Zero-shot audio classification suffers from ambiguous text descriptions, semantic misalignment between text and audio, and difficulties in discriminating multi-source audio classes. To address these challenges, this paper proposes a few-shot transfer framework that replaces unstable text prompt embeddings with aggregated audio embeddings—such as cluster centroids or class prototypes—derived from support-set examples of the same class, thereby circumventing text-audio semantic alignment errors. Our method leverages a contrastively pre-trained dual-modality encoder to construct audio prototypes from a small support set and performs classification via nearest-neighbor or similarity-based matching. Experiments across multiple benchmark datasets demonstrate substantial improvements over zero-shot baselines, achieving an average accuracy gain of 8.2% while exhibiting enhanced robustness to acoustic noise and source diversity.

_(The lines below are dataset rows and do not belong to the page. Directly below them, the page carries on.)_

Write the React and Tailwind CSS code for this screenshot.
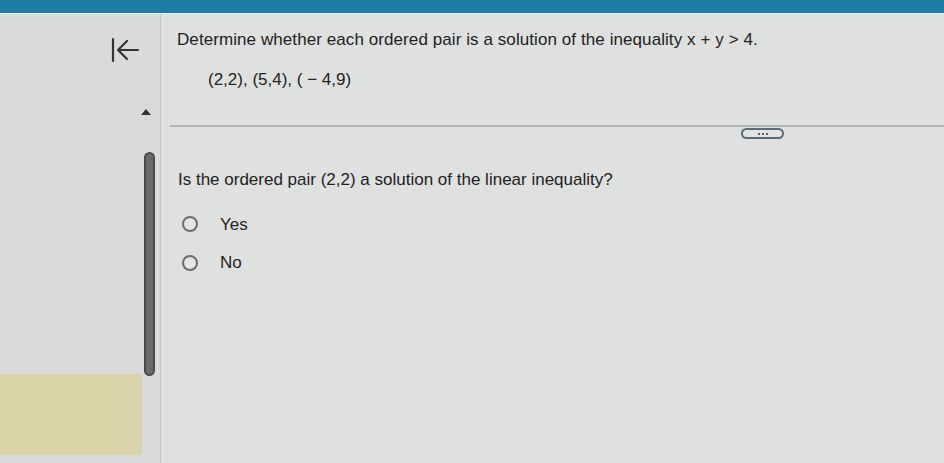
export default function App() {
  return (
    <div className="w-[944px] h-[463px] overflow-hidden bg-[#dfe0e0] flex flex-col" style={{ fontFamily: '"Liberation Sans", Arial, sans-serif' }}>
      <div className="h-[14px] bg-[#1f7aa5] shrink-0 border-b border-[#eef0f0]" />
      <div className="flex flex-1">
        <div className="w-[161px] shrink-0 bg-[#d9dada] border-r border-[#c4c6c6] flex flex-col">
          <div className="flex justify-end pr-[20px] pt-[23px]">
            <svg width="30" height="26" viewBox="0 0 30 26" fill="none" stroke="#333" strokeWidth="2.2" strokeLinecap="round" strokeLinejoin="round">
              <line x1="3" y1="2" x2="3" y2="24" />
              <line x1="9" y1="13" x2="28" y2="13" />
              <polyline points="17,4 8,13 17,22" />
            </svg>
          </div>
          <div className="flex justify-end pr-[9px] pt-[46px]">
            <div className="w-0 h-0 border-l-[5px] border-r-[5px] border-b-[6px] border-l-transparent border-r-transparent border-b-[#333]" />
          </div>
          <div className="flex justify-end pr-[5px] pt-[37px]">
            <div className="w-[11px] h-[224px] rounded-full bg-[#6a6a6c] border-2 border-[#4a4a4a]" />
          </div>
          <div className="mt-[-2px] w-[142px] h-[81px] bg-[#dbd3a8]" />
        </div>
        <div className="flex-1 flex flex-col">
          <div className="pl-[16px] pt-[13px] text-[17px] text-[#222] tracking-[0.08px]">
            Determine whether each ordered pair is a solution of the inequality x + y &gt; 4.
          </div>
          <div className="pl-[47px] pt-[14px] text-[17px] text-[#222]">(2,2), (5,4), ( − 4,9)</div>
          <div className="relative mt-[29px] ml-[9px] h-[20px]">
            <div className="absolute left-0 right-0 top-[4px] h-[2px] bg-[#b4b6b6]" />
            <div className="absolute left-[571px] top-[7px] w-[43px] h-[11px] rounded-full border-2 border-[#5c6a78] bg-[#e2e3e3] flex items-center justify-center gap-[2px]">
              <span className="w-[2px] h-[2px] bg-[#333] rounded-full" />
              <span className="w-[2px] h-[2px] bg-[#333] rounded-full" />
              <span className="w-[2px] h-[2px] bg-[#333] rounded-full" />
            </div>
          </div>
          <div className="pl-[17px] pt-[26px] text-[17px] text-[#222]">
            Is the ordered pair (2,2) a solution of the linear inequality?
          </div>
          <div className="pl-[21px] pt-[19px] flex flex-col gap-[13px]">
            <label className="flex items-center gap-[22px] text-[17px] text-[#222]">
              <span className="w-[16px] h-[16px] rounded-full border-2 border-[#6b6e70] bg-[#e4e5e5]" />
              Yes
            </label>
            <label className="flex items-center gap-[22px] text-[17px] text-[#222]">
              <span className="w-[16px] h-[16px] rounded-full border-2 border-[#6b6e70] bg-[#e4e5e5]" />
              No
            </label>
          </div>
        </div>
      </div>
    </div>
  );
}
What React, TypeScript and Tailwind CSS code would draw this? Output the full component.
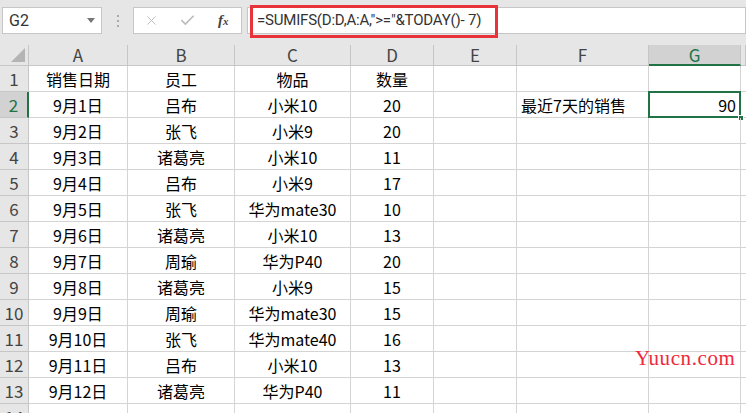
import { X, Check } from 'lucide-react'

const rows = [
    ['销售日期', '员工', '物品', '数量'],
    ['9月1日', '吕布', '小米10', '20'],
    ['9月2日', '张飞', '小米9', '20'],
    ['9月3日', '诸葛亮', '小米10', '11'],
    ['9月4日', '吕布', '小米9', '17'],
    ['9月5日', '张飞', '华为mate30', '10'],
    ['9月6日', '诸葛亮', '小米10', '13'],
    ['9月7日', '周瑜', '华为P40', '20'],
    ['9月8日', '诸葛亮', '小米9', '15'],
    ['9月9日', '周瑜', '华为mate30', '15'],
    ['9月10日', '张飞', '华为mate40', '16'],
    ['9月11日', '吕布', '小米10', '13'],
    ['9月12日', '诸葛亮', '华为P40', '11'],
    ['', '', '', ''],
]

const letters = ['A', 'B', 'C', 'D', 'E', 'F', 'G', 'H']

const cjk = { fontFamily: '"Noto Sans CJK SC", "Noto Sans", sans-serif' }

function FormulaBar() {
    return <div className="h-[45px] bg-[#e6e6e6] flex items-start pt-[7px] pl-[2px] relative">
        <div className="w-[100px] h-[27px] bg-white border border-[#c6c6c6] flex items-center justify-between pl-[6px] pr-[6px]">
            <span className="text-[16px] text-[#333]" style={{ fontFamily: 'Roboto, sans-serif' }}>G2</span>
            <span className="w-0 h-0 border-l-[4px] border-r-[4px] border-t-[5px] border-l-transparent border-r-transparent border-t-[#777]"></span>
        </div>
        <div className="w-[31px] h-[27px] flex flex-col items-center justify-center gap-[3px]">
            <span className="w-[2px] h-[2px] bg-[#aaa]"></span>
            <span className="w-[2px] h-[2px] bg-[#aaa]"></span>
            <span className="w-[2px] h-[2px] bg-[#aaa]"></span>
        </div>
        <div className="w-[109px] h-[27px] bg-white border border-[#c6c6c6] flex items-center">
            <div className="w-[36px] flex justify-center"><X className="size-[15px] text-[#bdbdbd]" strokeWidth={1.6} /></div>
            <div className="w-[36px] flex justify-center"><Check className="size-[17px] text-[#bdbdbd]" strokeWidth={2.4} /></div>
            <div className="w-[36px] flex justify-center"><span className="italic text-[15px] text-[#444] font-bold" style={{ fontFamily: '"Liberation Serif", serif' }}>f<span className="text-[11px]">x</span></span></div>
        </div>
        <div className="ml-[5px] flex-1 h-[27px] bg-white border border-[#c6c6c6] flex items-center pl-[9px]">
            <span className="text-[15px] text-[#333] tracking-[-0.2px] whitespace-pre" style={{ fontFamily: 'Roboto, sans-serif' }}>=SUMIFS(D:D,A:A,"&gt;="&amp;TODAY()- 7)</span>
        </div>
        <div className="absolute left-[250px] top-[5px] w-[248px] h-[33px] border-[3px] border-[#e8333a]"></div>
    </div>
}

function Sheet() {
    return <div className="grid grid-cols-[29px_99px_107px_116px_83px_83px_132px_92px_1fr] grid-rows-[21px_repeat(14,26px)] text-[16px] text-black" style={cjk}>
        <div className="bg-[#e6e6e6] border-r border-b border-[#c6c6c6] relative">
            <svg className="absolute right-[3px] bottom-[3px]" width="14" height="14"><polygon points="14,0 14,14 0,14" fill="#b4b4b4" /></svg>
        </div>
        {letters.map((l) => l === 'G'
            ? <div key={l} className="bg-[#d2d2d2] border-r border-[#c6c6c6] border-b-2 border-b-[#217346] flex items-center justify-center text-[#217346] text-[17px]">{l}</div>
            : <div key={l} className="bg-[#e6e6e6] border-r border-b border-[#c6c6c6] flex items-center justify-center text-[#444] text-[17px]">{l === 'H' ? '' : l}</div>
        )}
        {rows.map((r, i) => {
            const n = i + 1
            return [
                n === 2
                    ? <div key={'h' + n} className="bg-[#d2d2d2] border-b border-[#c6c6c6] border-r-2 border-r-[#217346] flex items-center justify-center text-[#217346] text-[17px]">{n}</div>
                    : <div key={'h' + n} className="bg-[#e6e6e6] border-r border-b border-[#c6c6c6] flex items-center justify-center text-[#444] text-[17px]">{n}</div>,
                ...r.map((c, j) => <div key={n + '-' + j} className="border-r border-b border-[#d4d4d4] flex items-center justify-center whitespace-nowrap">{c}</div>),
                <div key={n + 'E'} className="border-r border-b border-[#d4d4d4]"></div>,
                <div key={n + 'F'} className="border-r border-b border-[#d4d4d4] flex items-center pl-[4px] whitespace-nowrap">{n === 2 ? '最近7天的销售' : ''}</div>,
                <div key={n + 'G'} className="border-r border-b border-[#d4d4d4] flex items-center justify-end pr-[4px] relative">
                    {n === 2 ? <>
                        <span>90</span>
                        <div className="absolute -left-[1px] -top-[1px] -right-[1px] -bottom-[1px] border-2 border-[#217346]"></div>
                        <div className="absolute -right-[4px] -bottom-[4px] w-[6px] h-[6px] bg-[#217346] border border-white"></div>
                    </> : null}
                </div>,
                <div key={n + 'H'} className="border-b border-[#d4d4d4]"></div>,
            ]
        })}
    </div>
}

export default function App() {
    return <div className="w-[746px] h-[413px] overflow-hidden bg-white relative">
        <FormulaBar />
        <Sheet />
        <div className="absolute left-[635px] top-[343px] text-[21px] text-[#f0283c] tracking-[0.6px]" style={{ fontFamily: '"Liberation Serif", serif' }}>Yuucn.com</div>
    </div>
}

The core contribution is the first systematic validation of audio prototypes for few-shot audio classification, establishing a novel, text-free paradigm for cross-modal representation learning.

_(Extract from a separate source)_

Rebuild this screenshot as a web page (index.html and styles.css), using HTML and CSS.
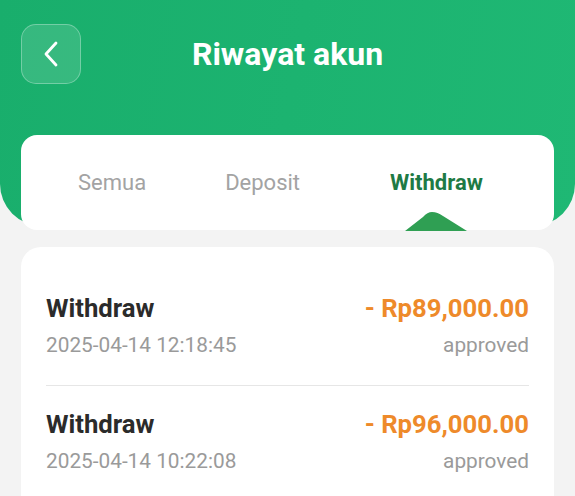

State-of-the-art audio classification often employs a zero-shot approach, which involves comparing audio embeddings with embeddings from text describing the respective audio class. These embeddings are usually generated by neural networks trained through contrastive learning to align audio and text representations. Identifying the optimal text description for an audio class is challenging, particularly when the class comprises a wide variety of sounds. This paper examines few-shot methods designed to improve classification accuracy beyond the zero-shot approach. Specifically, audio embeddings are grouped by class and processed to replace the inherently noisy text embeddings. Our results demonstrate that few-shot classification typically outperforms the zero-shot baseline.